EXERCISE INPUTS:
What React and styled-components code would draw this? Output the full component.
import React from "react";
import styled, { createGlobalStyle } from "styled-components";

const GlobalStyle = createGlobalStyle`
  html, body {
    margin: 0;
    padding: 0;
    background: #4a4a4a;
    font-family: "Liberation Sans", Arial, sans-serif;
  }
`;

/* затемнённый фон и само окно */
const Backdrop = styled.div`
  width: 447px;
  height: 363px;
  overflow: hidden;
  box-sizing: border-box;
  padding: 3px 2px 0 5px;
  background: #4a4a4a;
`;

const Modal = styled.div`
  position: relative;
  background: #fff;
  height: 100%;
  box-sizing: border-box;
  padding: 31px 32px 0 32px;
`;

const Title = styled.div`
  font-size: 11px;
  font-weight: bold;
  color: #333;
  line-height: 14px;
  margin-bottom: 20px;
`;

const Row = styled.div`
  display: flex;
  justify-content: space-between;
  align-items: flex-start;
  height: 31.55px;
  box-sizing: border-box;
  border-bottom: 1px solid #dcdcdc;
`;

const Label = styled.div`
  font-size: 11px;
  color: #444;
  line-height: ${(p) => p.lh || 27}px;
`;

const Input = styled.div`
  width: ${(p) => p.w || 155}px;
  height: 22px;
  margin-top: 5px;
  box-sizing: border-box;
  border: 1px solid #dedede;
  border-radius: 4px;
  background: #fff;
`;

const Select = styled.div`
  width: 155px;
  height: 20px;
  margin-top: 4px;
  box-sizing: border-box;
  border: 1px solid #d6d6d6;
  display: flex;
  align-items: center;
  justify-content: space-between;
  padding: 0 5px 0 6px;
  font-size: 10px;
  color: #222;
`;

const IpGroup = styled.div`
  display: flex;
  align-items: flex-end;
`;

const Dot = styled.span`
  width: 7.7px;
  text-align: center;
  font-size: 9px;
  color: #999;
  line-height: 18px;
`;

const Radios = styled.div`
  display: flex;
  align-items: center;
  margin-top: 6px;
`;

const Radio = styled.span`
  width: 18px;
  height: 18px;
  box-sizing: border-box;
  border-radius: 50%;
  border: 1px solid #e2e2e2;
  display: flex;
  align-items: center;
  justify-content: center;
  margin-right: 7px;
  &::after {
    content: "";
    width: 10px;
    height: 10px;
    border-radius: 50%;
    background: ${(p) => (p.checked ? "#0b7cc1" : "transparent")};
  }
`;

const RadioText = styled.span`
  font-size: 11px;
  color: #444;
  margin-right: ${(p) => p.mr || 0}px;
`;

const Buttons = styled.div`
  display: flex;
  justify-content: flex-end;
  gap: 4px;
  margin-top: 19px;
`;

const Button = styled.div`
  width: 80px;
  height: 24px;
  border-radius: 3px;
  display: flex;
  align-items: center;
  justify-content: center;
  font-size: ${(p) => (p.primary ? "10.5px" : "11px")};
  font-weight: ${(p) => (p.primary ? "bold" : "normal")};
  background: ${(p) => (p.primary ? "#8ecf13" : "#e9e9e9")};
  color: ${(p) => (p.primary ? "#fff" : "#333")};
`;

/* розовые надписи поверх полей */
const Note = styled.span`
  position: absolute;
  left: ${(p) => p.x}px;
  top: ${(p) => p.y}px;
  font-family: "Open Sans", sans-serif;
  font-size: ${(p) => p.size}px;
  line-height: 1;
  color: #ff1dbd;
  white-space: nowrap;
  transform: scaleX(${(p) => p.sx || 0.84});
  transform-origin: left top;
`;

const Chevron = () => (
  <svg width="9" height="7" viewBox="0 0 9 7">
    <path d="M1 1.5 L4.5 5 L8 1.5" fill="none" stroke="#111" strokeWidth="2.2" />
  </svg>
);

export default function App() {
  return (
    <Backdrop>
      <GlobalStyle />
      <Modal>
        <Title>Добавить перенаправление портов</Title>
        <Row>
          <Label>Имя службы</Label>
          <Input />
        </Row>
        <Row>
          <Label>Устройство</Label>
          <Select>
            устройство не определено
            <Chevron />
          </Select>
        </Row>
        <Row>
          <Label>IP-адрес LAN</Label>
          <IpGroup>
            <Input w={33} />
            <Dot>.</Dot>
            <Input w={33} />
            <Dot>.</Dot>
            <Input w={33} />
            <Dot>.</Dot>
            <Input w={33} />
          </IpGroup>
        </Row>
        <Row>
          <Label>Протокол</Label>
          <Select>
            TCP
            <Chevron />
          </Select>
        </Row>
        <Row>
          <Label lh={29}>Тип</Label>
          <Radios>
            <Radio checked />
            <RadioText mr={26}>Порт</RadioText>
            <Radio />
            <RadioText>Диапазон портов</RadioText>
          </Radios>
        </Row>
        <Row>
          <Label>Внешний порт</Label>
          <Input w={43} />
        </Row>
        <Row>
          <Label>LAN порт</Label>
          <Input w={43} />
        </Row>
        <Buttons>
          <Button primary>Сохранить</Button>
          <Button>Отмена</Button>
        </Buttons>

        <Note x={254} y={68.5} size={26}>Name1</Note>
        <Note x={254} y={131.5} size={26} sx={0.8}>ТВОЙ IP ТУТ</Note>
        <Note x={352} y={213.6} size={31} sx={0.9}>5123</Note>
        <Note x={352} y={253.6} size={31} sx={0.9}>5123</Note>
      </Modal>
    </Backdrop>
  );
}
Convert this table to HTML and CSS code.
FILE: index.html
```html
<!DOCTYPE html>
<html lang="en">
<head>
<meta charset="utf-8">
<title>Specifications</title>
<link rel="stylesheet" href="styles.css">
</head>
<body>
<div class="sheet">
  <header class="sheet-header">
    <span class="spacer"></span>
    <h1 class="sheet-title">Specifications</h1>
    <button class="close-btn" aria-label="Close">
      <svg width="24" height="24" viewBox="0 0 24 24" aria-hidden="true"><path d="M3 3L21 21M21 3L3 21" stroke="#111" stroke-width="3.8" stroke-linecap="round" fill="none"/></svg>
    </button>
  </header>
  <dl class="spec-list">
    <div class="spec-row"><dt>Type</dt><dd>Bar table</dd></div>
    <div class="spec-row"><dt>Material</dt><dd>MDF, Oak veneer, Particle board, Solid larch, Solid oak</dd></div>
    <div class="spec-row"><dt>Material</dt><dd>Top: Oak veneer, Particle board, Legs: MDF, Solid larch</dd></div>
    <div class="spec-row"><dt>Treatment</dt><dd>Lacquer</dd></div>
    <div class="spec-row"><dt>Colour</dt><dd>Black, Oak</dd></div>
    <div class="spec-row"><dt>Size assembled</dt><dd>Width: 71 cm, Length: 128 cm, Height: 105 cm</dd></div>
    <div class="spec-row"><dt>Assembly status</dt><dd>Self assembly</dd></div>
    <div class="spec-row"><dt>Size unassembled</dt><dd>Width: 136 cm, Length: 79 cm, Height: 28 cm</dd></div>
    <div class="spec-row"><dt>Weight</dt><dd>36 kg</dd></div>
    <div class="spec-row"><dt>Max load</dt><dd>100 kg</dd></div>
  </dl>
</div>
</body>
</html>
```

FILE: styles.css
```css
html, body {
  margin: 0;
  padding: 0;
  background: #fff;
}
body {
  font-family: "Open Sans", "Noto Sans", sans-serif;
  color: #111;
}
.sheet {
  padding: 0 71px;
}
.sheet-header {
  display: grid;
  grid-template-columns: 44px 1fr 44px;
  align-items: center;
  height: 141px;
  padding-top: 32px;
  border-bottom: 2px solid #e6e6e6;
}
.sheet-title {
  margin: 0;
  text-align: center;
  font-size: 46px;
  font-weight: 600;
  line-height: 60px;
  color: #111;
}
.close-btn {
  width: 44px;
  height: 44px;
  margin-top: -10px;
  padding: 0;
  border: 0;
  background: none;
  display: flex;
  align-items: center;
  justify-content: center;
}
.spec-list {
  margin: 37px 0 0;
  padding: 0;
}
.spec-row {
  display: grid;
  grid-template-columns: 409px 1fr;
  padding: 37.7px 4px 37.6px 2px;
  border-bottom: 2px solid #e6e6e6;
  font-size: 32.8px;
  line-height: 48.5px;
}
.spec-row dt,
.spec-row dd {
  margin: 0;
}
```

--

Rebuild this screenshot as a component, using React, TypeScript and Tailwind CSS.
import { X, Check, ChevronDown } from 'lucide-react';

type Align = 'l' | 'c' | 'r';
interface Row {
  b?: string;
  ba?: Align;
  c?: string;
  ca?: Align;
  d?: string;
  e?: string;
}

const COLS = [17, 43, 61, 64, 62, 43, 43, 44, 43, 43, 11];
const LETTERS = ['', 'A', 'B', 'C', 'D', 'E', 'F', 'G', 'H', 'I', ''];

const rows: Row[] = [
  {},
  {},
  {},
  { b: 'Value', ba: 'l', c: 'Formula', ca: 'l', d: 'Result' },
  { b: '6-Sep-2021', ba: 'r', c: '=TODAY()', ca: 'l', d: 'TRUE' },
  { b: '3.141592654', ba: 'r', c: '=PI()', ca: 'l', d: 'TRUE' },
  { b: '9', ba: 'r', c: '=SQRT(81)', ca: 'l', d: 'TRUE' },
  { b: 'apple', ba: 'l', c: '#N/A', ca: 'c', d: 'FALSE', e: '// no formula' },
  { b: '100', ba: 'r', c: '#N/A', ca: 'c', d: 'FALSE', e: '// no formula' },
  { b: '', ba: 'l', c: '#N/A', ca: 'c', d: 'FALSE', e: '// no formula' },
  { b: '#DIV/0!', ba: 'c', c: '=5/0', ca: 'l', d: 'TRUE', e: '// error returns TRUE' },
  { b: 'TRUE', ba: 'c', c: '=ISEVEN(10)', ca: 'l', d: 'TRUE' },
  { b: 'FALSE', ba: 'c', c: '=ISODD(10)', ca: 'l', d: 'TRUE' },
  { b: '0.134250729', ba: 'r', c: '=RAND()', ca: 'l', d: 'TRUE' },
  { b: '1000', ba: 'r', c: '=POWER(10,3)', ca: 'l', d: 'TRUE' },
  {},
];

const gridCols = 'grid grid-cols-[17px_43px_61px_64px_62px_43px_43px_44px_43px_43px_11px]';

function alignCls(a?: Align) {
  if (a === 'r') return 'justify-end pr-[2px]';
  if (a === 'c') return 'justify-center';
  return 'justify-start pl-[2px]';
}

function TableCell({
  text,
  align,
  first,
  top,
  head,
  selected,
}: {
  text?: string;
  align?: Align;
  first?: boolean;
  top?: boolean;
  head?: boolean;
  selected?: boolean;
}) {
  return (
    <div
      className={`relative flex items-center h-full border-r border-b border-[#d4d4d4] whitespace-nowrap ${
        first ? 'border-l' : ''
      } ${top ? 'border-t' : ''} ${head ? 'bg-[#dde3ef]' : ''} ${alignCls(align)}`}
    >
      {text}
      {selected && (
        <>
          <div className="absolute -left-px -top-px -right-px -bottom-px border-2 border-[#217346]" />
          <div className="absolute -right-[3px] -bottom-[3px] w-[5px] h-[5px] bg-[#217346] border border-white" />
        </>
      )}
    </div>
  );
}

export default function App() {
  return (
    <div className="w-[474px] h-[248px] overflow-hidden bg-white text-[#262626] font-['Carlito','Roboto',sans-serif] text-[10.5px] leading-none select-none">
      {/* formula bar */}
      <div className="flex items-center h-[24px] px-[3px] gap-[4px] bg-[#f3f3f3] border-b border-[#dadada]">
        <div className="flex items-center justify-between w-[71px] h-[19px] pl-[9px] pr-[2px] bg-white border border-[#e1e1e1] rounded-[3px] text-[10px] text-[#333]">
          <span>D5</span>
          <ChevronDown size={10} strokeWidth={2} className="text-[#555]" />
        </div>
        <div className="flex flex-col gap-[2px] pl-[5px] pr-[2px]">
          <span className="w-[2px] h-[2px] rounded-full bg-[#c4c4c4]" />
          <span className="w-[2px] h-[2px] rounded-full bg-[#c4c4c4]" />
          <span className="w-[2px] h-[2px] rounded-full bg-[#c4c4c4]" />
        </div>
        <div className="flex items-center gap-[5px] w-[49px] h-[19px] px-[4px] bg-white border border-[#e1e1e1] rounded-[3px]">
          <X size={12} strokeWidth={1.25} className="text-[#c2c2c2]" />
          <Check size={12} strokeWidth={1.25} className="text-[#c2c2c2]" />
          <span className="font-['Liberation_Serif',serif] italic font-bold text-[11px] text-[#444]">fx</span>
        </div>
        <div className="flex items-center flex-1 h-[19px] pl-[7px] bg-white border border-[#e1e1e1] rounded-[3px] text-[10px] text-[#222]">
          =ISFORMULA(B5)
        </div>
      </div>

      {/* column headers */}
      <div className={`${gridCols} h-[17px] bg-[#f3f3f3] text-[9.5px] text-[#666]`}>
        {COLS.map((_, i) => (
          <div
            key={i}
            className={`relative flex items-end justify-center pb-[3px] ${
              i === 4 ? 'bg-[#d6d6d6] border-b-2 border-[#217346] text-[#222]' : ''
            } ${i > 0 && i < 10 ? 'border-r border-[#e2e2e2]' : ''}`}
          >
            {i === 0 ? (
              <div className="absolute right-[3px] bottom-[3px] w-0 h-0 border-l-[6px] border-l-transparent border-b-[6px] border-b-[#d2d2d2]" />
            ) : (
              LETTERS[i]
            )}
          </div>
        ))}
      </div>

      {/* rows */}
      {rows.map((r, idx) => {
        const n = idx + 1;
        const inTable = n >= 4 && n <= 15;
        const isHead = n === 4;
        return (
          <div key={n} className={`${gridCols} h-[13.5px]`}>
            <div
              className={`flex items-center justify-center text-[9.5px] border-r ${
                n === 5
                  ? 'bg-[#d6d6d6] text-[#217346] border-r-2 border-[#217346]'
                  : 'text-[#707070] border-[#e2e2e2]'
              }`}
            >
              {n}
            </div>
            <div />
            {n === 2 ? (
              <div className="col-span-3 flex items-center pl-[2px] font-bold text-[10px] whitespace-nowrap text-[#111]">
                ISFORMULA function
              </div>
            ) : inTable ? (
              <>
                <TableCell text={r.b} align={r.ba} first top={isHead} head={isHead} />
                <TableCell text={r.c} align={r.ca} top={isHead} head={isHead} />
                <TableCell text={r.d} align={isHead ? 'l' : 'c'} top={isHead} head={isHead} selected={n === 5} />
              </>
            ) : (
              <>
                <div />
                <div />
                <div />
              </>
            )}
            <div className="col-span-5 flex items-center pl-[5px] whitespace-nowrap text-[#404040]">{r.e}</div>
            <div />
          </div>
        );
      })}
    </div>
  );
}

GIVEN TASK: Check each line of the entries for the string "code". Copy the lines that have it.

SOLVED EXERCISE:
What React and styled-components code would draw this? Output the full component.
Convert this table to HTML and CSS code.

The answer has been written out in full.